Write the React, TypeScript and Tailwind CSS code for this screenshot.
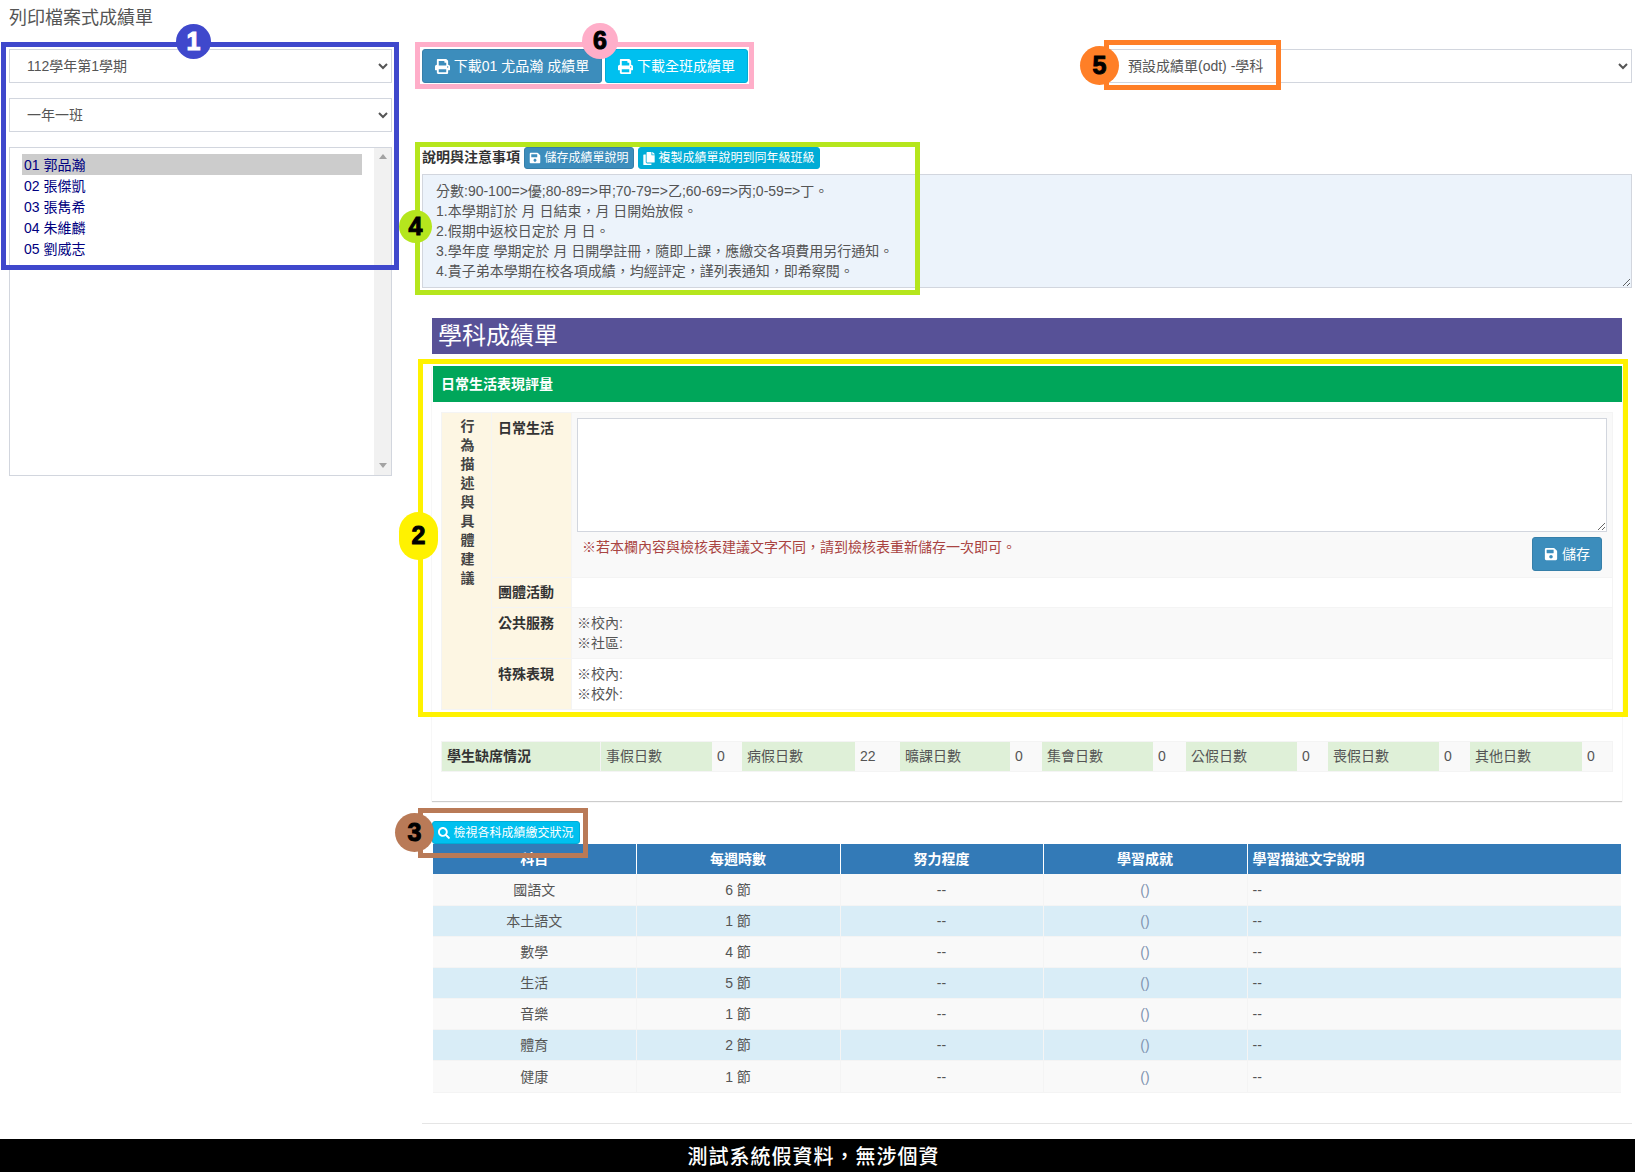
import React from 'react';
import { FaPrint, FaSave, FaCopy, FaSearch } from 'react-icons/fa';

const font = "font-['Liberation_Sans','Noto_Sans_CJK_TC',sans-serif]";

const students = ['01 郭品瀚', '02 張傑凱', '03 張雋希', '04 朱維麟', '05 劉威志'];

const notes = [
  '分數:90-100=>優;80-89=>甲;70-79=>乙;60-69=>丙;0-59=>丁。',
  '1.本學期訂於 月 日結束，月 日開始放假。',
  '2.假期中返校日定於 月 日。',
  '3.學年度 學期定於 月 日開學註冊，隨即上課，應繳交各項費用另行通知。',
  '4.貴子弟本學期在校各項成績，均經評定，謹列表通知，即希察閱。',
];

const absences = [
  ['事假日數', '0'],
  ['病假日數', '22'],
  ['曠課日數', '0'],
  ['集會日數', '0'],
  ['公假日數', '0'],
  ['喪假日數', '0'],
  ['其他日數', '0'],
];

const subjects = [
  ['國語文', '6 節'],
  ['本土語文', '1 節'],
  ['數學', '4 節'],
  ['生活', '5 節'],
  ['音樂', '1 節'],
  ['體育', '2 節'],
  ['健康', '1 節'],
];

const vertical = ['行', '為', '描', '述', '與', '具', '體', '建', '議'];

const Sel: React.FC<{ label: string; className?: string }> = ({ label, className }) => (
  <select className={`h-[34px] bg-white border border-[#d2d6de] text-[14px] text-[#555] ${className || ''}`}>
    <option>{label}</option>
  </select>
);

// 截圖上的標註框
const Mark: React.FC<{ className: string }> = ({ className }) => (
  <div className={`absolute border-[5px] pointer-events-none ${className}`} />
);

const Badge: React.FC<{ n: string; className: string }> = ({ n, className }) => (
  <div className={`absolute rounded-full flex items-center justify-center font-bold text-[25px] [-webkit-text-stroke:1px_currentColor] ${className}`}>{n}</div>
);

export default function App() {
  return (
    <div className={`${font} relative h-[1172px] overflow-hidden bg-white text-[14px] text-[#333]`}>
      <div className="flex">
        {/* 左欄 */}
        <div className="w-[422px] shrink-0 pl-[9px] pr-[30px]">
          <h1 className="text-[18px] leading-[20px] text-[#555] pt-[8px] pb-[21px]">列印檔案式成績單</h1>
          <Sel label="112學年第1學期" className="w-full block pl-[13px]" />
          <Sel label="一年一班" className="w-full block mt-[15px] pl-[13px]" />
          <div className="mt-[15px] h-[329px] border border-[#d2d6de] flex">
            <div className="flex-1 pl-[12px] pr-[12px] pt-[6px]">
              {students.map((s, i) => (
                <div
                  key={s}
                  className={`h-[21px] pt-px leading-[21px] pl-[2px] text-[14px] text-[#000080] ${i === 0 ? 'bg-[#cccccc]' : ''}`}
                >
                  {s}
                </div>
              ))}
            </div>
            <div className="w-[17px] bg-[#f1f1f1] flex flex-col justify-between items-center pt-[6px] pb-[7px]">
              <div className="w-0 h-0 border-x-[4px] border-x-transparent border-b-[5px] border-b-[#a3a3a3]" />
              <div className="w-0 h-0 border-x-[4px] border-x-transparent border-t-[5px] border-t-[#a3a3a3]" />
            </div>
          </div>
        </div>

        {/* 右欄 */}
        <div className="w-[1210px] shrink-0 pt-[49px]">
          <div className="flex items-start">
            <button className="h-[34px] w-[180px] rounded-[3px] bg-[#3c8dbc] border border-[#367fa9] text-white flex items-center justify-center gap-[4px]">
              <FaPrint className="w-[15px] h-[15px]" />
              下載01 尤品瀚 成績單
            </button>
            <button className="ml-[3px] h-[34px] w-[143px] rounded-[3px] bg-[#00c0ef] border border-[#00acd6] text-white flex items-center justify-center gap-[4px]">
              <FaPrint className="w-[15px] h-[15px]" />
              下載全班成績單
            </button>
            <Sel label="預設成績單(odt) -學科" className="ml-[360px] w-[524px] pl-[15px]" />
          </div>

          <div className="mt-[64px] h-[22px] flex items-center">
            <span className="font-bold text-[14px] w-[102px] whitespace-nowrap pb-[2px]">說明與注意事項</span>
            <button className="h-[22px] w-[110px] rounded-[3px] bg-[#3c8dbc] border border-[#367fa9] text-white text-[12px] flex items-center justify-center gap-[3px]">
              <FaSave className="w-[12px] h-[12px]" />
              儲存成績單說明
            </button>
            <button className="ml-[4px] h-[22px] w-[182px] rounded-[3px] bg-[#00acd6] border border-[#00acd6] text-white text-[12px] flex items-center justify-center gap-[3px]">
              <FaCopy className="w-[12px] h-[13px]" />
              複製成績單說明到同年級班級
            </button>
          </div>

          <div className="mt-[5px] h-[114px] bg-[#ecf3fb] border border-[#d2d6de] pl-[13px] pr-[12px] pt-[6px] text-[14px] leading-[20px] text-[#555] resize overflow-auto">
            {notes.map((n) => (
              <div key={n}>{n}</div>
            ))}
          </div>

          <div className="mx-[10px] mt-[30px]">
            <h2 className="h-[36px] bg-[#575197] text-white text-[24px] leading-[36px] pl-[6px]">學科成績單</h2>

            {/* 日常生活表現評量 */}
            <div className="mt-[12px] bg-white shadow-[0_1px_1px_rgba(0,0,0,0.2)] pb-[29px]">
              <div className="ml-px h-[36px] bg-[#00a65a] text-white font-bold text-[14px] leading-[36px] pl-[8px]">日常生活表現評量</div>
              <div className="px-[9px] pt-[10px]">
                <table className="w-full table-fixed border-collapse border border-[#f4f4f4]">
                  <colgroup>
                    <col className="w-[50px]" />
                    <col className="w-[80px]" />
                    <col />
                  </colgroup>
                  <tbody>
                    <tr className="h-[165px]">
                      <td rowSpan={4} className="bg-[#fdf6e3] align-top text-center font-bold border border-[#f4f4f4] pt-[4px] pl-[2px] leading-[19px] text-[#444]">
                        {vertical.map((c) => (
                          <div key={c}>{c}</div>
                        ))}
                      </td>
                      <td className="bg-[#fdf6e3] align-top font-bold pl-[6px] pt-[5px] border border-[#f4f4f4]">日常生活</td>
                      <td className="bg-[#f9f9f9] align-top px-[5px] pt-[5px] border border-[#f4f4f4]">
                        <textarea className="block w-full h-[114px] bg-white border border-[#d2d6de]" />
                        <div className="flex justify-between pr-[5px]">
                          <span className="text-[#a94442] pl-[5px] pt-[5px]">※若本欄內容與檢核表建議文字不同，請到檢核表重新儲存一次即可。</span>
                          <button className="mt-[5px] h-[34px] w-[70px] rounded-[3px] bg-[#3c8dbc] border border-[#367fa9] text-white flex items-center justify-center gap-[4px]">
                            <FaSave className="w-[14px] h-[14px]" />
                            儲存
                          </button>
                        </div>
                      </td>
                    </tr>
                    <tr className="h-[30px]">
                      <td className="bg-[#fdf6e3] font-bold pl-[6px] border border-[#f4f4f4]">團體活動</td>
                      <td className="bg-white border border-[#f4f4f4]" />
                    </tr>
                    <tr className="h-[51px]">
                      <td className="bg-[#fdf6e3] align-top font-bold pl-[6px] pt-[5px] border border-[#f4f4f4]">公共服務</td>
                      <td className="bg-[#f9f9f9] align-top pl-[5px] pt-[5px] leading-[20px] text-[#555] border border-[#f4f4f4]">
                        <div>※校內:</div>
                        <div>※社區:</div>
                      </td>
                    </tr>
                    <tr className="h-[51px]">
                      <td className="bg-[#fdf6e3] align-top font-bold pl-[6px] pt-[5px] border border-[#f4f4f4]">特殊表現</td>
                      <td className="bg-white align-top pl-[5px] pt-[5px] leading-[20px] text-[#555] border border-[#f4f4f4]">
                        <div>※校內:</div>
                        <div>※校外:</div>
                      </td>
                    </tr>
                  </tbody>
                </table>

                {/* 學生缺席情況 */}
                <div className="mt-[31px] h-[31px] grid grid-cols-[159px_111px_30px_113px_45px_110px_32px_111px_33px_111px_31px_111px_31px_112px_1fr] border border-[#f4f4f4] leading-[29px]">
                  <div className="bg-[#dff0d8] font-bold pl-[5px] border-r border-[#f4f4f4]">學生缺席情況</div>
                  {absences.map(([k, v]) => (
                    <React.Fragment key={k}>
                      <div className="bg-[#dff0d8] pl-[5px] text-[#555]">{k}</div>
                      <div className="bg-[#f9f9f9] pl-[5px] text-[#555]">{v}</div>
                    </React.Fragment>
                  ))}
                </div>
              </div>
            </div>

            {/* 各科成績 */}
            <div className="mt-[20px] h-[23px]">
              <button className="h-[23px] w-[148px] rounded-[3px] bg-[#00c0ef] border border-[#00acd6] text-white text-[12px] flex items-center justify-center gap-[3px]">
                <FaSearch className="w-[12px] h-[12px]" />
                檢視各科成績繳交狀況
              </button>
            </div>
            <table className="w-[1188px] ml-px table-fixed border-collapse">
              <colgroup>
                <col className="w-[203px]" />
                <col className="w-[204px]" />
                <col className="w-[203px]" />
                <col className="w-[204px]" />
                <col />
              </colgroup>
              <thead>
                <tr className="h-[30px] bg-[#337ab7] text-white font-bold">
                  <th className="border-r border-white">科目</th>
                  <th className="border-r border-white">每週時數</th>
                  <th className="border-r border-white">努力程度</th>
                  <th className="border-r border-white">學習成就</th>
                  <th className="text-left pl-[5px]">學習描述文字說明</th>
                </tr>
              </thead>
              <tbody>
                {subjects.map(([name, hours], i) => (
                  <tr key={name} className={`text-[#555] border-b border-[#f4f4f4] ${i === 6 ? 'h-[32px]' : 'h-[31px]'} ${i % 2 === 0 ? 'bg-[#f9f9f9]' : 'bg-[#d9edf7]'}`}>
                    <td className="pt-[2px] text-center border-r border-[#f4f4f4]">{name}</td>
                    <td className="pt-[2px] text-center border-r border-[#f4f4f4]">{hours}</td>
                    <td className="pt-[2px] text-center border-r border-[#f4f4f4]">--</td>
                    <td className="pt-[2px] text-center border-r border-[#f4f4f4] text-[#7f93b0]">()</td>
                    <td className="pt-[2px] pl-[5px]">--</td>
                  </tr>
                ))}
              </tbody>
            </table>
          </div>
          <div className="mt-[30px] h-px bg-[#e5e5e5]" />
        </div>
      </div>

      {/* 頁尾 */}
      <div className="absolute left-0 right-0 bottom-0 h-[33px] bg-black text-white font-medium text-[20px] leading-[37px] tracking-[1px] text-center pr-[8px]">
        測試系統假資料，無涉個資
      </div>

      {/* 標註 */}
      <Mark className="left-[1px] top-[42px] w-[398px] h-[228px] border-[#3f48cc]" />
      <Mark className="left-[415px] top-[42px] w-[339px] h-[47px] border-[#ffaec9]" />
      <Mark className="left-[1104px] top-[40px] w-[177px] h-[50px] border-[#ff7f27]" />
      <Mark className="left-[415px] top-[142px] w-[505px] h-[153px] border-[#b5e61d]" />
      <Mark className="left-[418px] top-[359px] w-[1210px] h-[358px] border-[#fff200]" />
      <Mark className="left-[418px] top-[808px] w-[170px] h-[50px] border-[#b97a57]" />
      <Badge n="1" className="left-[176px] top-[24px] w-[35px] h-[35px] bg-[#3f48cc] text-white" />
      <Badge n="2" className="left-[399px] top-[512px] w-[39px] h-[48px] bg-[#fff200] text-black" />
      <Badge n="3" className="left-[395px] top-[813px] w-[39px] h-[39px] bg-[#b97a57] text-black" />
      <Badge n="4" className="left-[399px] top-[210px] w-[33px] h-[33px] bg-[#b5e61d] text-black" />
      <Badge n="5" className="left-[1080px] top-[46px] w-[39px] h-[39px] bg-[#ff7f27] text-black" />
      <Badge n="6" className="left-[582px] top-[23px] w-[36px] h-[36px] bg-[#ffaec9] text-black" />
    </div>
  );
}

* * *

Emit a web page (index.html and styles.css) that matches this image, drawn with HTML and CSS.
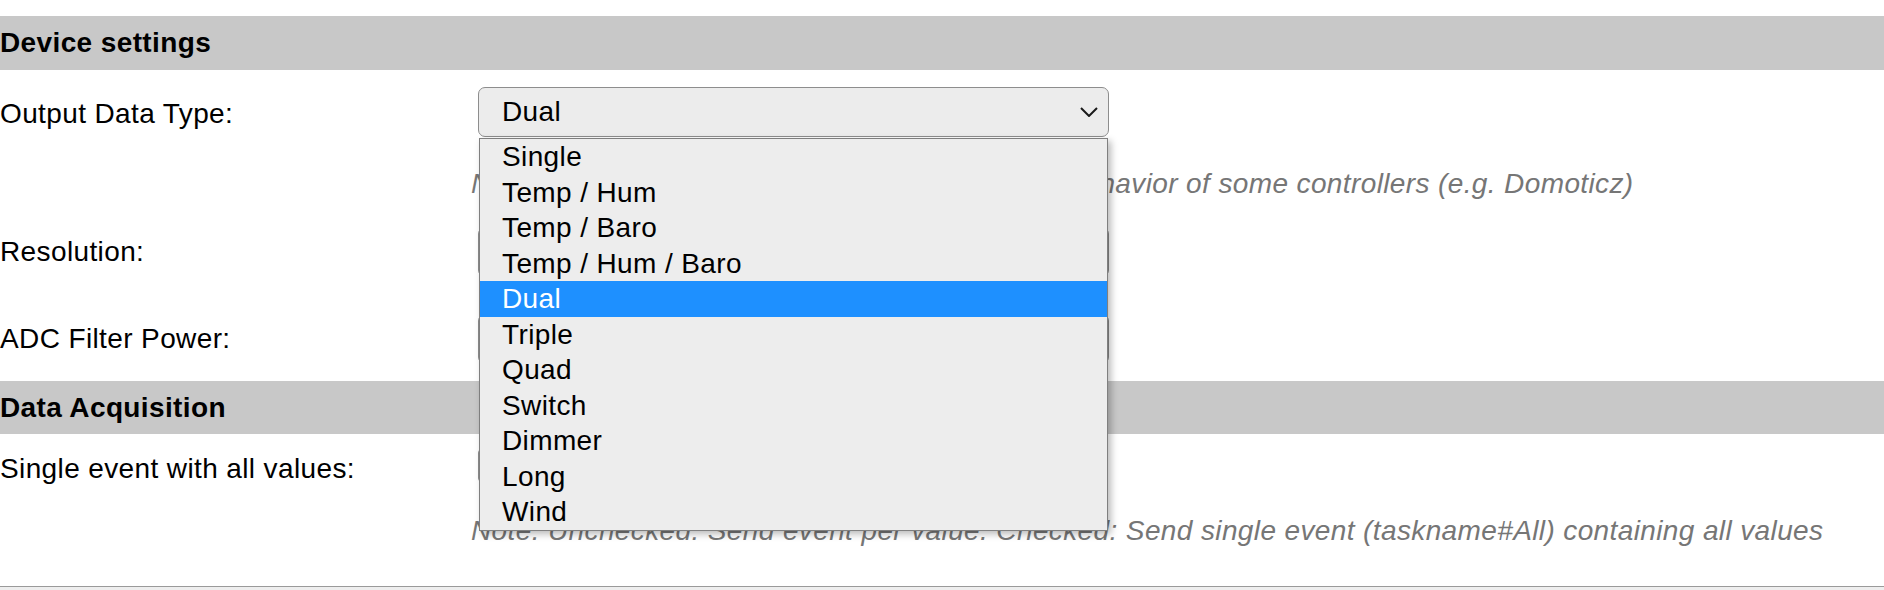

---

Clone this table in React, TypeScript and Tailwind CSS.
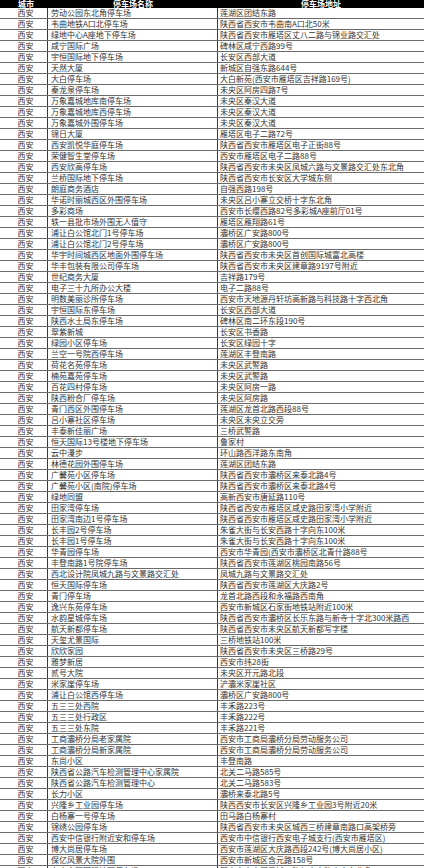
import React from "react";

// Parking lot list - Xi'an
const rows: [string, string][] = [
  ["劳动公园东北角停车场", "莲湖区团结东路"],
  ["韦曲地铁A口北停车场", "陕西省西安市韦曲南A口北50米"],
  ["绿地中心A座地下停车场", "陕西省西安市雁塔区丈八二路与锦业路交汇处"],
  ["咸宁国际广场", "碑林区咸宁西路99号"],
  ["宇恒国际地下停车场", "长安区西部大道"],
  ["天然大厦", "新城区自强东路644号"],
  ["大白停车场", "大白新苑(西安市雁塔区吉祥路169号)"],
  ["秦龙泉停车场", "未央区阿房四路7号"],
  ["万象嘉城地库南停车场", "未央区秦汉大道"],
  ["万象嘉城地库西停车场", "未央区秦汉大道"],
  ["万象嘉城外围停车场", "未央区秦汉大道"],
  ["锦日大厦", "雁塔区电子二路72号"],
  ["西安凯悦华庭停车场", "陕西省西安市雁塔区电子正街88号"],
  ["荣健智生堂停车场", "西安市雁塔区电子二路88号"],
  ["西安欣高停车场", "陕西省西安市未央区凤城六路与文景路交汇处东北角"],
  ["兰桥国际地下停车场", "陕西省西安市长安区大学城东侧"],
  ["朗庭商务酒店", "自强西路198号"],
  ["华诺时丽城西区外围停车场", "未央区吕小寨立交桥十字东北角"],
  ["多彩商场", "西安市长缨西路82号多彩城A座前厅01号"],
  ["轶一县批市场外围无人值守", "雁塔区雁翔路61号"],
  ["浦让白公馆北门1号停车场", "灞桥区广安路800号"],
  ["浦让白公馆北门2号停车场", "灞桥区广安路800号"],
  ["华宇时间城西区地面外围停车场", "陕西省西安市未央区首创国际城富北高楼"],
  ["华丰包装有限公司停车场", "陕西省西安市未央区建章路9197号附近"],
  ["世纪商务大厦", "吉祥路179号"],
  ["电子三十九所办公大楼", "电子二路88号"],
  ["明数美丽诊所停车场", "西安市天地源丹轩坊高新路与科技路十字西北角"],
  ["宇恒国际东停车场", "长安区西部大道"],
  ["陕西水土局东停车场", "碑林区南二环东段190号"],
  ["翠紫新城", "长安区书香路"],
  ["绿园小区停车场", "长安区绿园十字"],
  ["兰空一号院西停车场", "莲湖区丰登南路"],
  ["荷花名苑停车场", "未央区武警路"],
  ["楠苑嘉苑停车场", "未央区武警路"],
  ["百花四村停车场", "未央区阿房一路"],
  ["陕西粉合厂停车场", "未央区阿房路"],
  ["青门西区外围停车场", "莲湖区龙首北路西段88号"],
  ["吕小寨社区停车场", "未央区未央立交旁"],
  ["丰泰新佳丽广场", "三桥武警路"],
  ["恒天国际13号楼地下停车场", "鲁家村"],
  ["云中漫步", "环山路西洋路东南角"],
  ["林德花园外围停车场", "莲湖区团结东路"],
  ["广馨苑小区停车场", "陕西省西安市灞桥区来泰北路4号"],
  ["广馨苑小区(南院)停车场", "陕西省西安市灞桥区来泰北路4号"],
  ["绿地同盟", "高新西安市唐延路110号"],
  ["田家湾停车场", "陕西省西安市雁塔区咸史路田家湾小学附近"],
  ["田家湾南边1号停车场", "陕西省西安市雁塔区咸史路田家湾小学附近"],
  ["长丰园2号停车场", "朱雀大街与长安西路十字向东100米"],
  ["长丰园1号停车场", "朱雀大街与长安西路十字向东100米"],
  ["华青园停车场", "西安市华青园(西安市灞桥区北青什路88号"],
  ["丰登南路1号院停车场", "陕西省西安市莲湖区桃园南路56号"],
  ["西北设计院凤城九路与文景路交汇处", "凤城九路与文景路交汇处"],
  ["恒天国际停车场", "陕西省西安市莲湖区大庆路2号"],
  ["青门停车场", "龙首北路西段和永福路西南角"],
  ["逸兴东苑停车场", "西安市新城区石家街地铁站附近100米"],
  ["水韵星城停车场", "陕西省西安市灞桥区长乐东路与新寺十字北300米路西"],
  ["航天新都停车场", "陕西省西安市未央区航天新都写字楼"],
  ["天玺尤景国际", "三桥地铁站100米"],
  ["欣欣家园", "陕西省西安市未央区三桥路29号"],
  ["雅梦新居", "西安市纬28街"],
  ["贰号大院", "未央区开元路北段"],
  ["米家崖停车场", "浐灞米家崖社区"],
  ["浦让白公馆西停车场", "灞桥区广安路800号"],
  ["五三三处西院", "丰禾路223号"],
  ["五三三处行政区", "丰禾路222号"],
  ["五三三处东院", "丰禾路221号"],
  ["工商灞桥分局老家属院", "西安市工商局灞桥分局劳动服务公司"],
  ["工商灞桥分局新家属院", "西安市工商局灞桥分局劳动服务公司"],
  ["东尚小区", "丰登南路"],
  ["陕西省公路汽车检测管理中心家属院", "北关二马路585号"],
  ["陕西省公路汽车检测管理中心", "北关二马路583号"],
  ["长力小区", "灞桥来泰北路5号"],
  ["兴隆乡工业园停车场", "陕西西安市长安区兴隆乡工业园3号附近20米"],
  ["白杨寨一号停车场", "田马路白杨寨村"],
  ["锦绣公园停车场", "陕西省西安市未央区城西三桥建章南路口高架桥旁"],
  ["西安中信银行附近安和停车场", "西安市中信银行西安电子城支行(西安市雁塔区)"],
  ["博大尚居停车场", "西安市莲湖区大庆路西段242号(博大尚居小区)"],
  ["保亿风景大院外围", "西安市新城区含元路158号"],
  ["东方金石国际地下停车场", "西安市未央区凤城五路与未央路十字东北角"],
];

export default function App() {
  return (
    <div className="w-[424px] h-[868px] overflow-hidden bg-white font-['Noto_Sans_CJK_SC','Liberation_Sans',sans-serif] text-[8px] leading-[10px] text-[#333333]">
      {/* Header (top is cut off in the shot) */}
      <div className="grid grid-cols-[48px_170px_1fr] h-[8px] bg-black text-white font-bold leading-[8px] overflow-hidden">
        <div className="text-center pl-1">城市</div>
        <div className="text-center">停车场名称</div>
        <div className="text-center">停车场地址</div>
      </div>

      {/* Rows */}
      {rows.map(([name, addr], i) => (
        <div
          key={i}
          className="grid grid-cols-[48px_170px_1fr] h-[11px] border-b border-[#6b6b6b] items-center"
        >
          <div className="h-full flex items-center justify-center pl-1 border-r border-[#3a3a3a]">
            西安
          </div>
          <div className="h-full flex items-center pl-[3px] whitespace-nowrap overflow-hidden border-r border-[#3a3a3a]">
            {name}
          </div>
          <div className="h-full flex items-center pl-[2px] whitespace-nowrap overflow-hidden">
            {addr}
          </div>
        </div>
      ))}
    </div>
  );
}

§ BRIEF: Copy out every line of the data that includes the word "this".

§ REPLY:
Write the React, TypeScript and Tailwind CSS code for this screenshot.
Emit a web page (index.html and styles.css) that matches this image, drawn with HTML and CSS.
Clone this table in React, TypeScript and Tailwind CSS.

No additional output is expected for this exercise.